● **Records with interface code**
——————

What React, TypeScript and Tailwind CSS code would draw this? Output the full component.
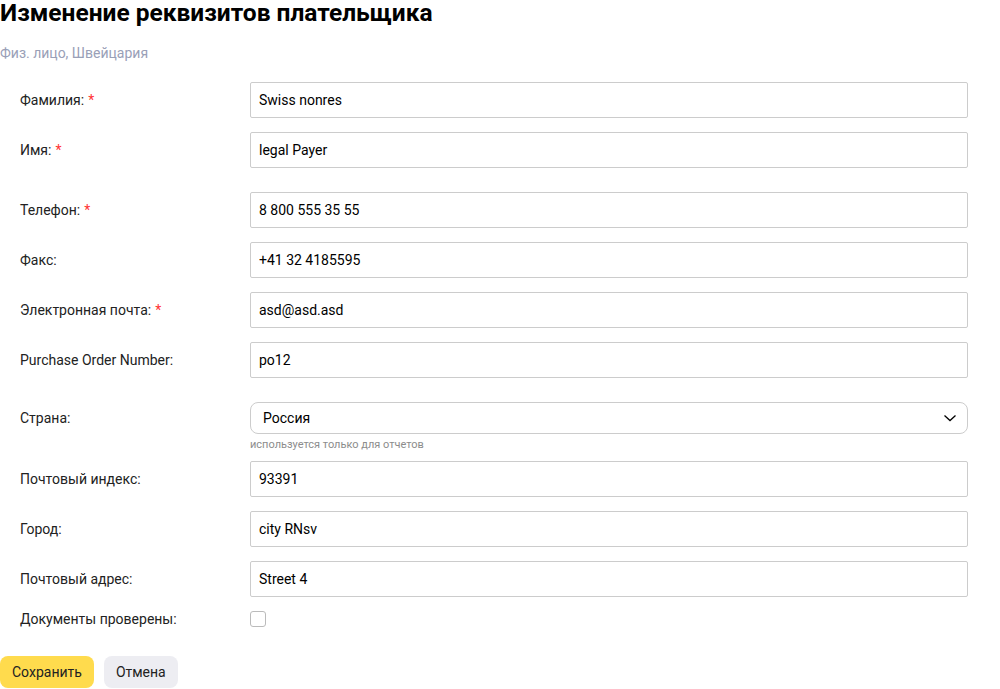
type Field = { label: string; value: string; required?: boolean };

const group1: Field[] = [
  { label: 'Фамилия:', value: 'Swiss nonres', required: true },
  { label: 'Имя:', value: 'legal Payer', required: true },
];

const group2: Field[] = [
  { label: 'Телефон:', value: '8 800 555 35 55', required: true },
  { label: 'Факс:', value: '+41 32 4185595' },
  { label: 'Электронная почта:', value: 'asd@asd.asd', required: true },
  { label: 'Purchase Order Number:', value: 'po12' },
];

const group3: Field[] = [
  { label: 'Почтовый индекс:', value: '93391' },
  { label: 'Город:', value: 'city RNsv' },
  { label: 'Почтовый адрес:', value: 'Street 4' },
];

function Row({ field }: { field: Field }) {
  return (
    <div className="flex items-center h-9">
      <div className="w-[250px] pl-5 text-sm text-[#222]">
        {field.label}
        {field.required && <span className="text-[#f33] ml-1">*</span>}
      </div>
      <input
        defaultValue={field.value}
        className="w-[718px] h-9 border border-[#ccc] rounded-[2px] px-2 text-sm text-black outline-none"
      />
    </div>
  );
}

export default function App() {
  return (
    <div className="bg-white min-h-screen font-['Roboto',sans-serif] text-black">
      <h1 className="text-[24.5px] font-bold leading-7 -mt-[1px]">Изменение реквизитов плательщика</h1>
      <div className="text-sm text-[#99a0b7] mt-[16px] leading-5">Физ. лицо, Швейцария</div>

      <div className="mt-[19px] flex flex-col gap-[14px]">
        {group1.map((f) => (
          <Row key={f.label} field={f} />
        ))}
      </div>

      <div className="mt-6 flex flex-col gap-[14px]">
        {group2.map((f) => (
          <Row key={f.label} field={f} />
        ))}
      </div>

      <div className="mt-6 flex items-start">
        <div className="w-[250px] pl-5 text-sm text-[#222] h-8 flex items-center">Страна:</div>
        <div className="w-[718px]">
          <div className="h-8 border border-[#ccc] rounded-lg flex items-center justify-between pl-3 pr-2.5 text-sm">
            <span>Россия</span>
            <svg width="14" height="14" viewBox="0 0 14 14" fill="none">
              <path d="M1.5 4.5L7 9.5L12.5 4.5" stroke="#000" strokeWidth="1.3" />
            </svg>
          </div>
          <div className="text-[11px] text-[#8c8c8c] leading-4 mt-[3px]">используется только для отчетов</div>
        </div>
      </div>

      <div className="mt-[8px] flex flex-col gap-[14px]">
        {group3.map((f) => (
          <Row key={f.label} field={f} />
        ))}
      </div>

      <div className="flex items-center h-4 mt-[14px]">
        <div className="w-[250px] pl-5 text-sm text-[#222]">Документы проверены:</div>
        <div className="w-4 h-4 border border-[#bbb] rounded-[3px]" />
      </div>

      <div className="flex gap-2.5 mt-[29px]">
        <button className="h-8 px-3 rounded-lg bg-[#ffdb4d] text-sm text-[#222]">Сохранить</button>
        <button className="h-8 px-3 rounded-lg bg-[#ededf2] text-sm text-[#222]">Отмена</button>
      </div>
    </div>
  );
}
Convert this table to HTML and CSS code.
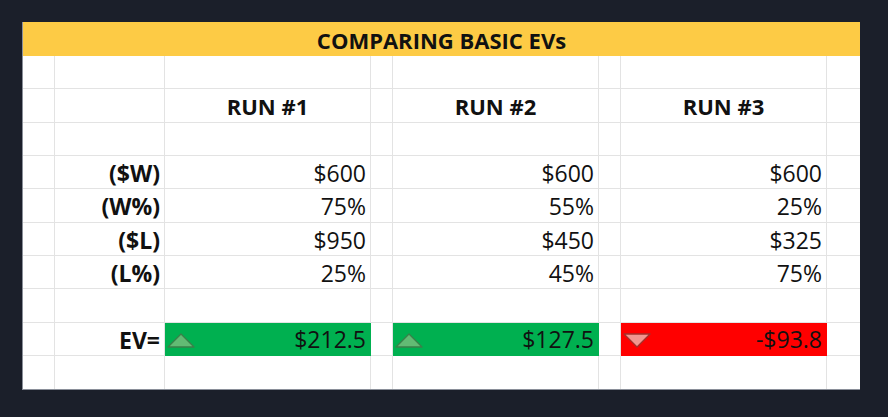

——————

● **Work required**
Reproduce the data word for word, excluding its pictures.

● **Exercise output**
What React, TypeScript and Tailwind CSS code would draw this? Output the full component.
type Field = { label: string; value: string; required?: boolean };

const group1: Field[] = [
  { label: 'Фамилия:', value: 'Swiss nonres', required: true },
  { label: 'Имя:', value: 'legal Payer', required: true },
];

const group2: Field[] = [
  { label: 'Телефон:', value: '8 800 555 35 55', required: true },
  { label: 'Факс:', value: '+41 32 4185595' },
  { label: 'Электронная почта:', value: 'asd@asd.asd', required: true },
  { label: 'Purchase Order Number:', value: 'po12' },
];

const group3: Field[] = [
  { label: 'Почтовый индекс:', value: '93391' },
  { label: 'Город:', value: 'city RNsv' },
  { label: 'Почтовый адрес:', value: 'Street 4' },
];

function Row({ field }: { field: Field }) {
  return (
    <div className="flex items-center h-9">
      <div className="w-[250px] pl-5 text-sm text-[#222]">
        {field.label}
        {field.required && <span className="text-[#f33] ml-1">*</span>}
      </div>
      <input
        defaultValue={field.value}
        className="w-[718px] h-9 border border-[#ccc] rounded-[2px] px-2 text-sm text-black outline-none"
      />
    </div>
  );
}

export default function App() {
  return (
    <div className="bg-white min-h-screen font-['Roboto',sans-serif] text-black">
      <h1 className="text-[24.5px] font-bold leading-7 -mt-[1px]">Изменение реквизитов плательщика</h1>
      <div className="text-sm text-[#99a0b7] mt-[16px] leading-5">Физ. лицо, Швейцария</div>

      <div className="mt-[19px] flex flex-col gap-[14px]">
        {group1.map((f) => (
          <Row key={f.label} field={f} />
        ))}
      </div>

      <div className="mt-6 flex flex-col gap-[14px]">
        {group2.map((f) => (
          <Row key={f.label} field={f} />
        ))}
      </div>

      <div className="mt-6 flex items-start">
        <div className="w-[250px] pl-5 text-sm text-[#222] h-8 flex items-center">Страна:</div>
        <div className="w-[718px]">
          <div className="h-8 border border-[#ccc] rounded-lg flex items-center justify-between pl-3 pr-2.5 text-sm">
            <span>Россия</span>
            <svg width="14" height="14" viewBox="0 0 14 14" fill="none">
              <path d="M1.5 4.5L7 9.5L12.5 4.5" stroke="#000" strokeWidth="1.3" />
            </svg>
          </div>
          <div className="text-[11px] text-[#8c8c8c] leading-4 mt-[3px]">используется только для отчетов</div>
        </div>
      </div>

      <div className="mt-[8px] flex flex-col gap-[14px]">
        {group3.map((f) => (
          <Row key={f.label} field={f} />
        ))}
      </div>

      <div className="flex items-center h-4 mt-[14px]">
        <div className="w-[250px] pl-5 text-sm text-[#222]">Документы проверены:</div>
        <div className="w-4 h-4 border border-[#bbb] rounded-[3px]" />
      </div>

      <div className="flex gap-2.5 mt-[29px]">
        <button className="h-8 px-3 rounded-lg bg-[#ffdb4d] text-sm text-[#222]">Сохранить</button>
        <button className="h-8 px-3 rounded-lg bg-[#ededf2] text-sm text-[#222]">Отмена</button>
      </div>
    </div>
  );
}
Convert this table to HTML and CSS code.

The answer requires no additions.